Towards the end of my PhD, I grew increasingly bothered by the dodgy incentives in academia. Having to game the system in order to land grants (‘just’ doing high-quality research is not enough). The emphasis on output at any cost (fraud is a systemic problem, it’s not just a few bad apples). In my case – less sinister but equally disheartening – I found myself spending all my time writing grant applications about projects I wanted to do, instead of actually doing them.

I got interested in the idea of a more humane academia; in networks for ‘rogue’ academics like the National Coalition of Independent Scholars in the US. Gradually I came to realise there was another way.
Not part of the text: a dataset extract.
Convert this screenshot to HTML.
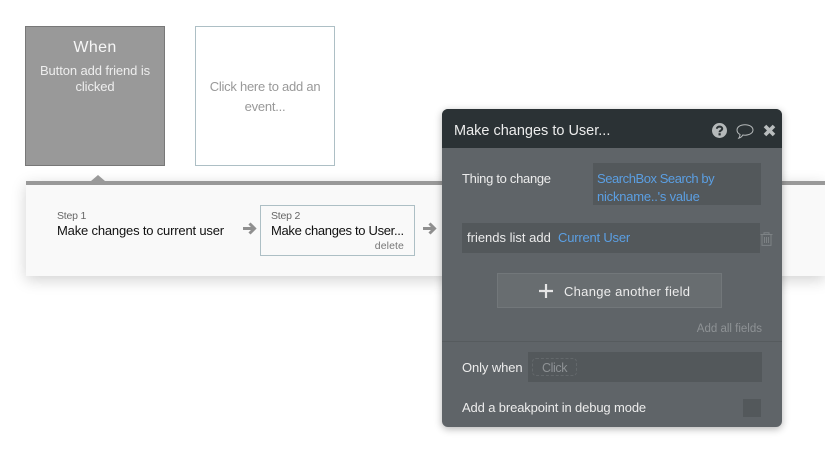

While most researchers teach in order to ‘buy’ their research time, I translate. Two to three days a week is plenty, income-wise, and this frees me up to spend the rest of my time doing research, presenting it at conferences and publishing it.  The downside is the vanity thing. ‘I’m an independent scholar’ doesn’t have quite the same ring as a casual ‘I’m at Cambridge, maybe you’ve heard of it?’

Other than that, it’s all upside. Choosing projects because they interest me, not because they look good. Feeling the pressure to publish, but as a personal compulsion rather than a necessity. Knowing my boss (me) can be a jerk sometimes, but at least she’ll never make me cover her course for 150 undergraduates on Romanian transvestites in the textile industry.

Ultimately, it’s a way of cherrypicking the best bits of academia – and that without having to get dressed.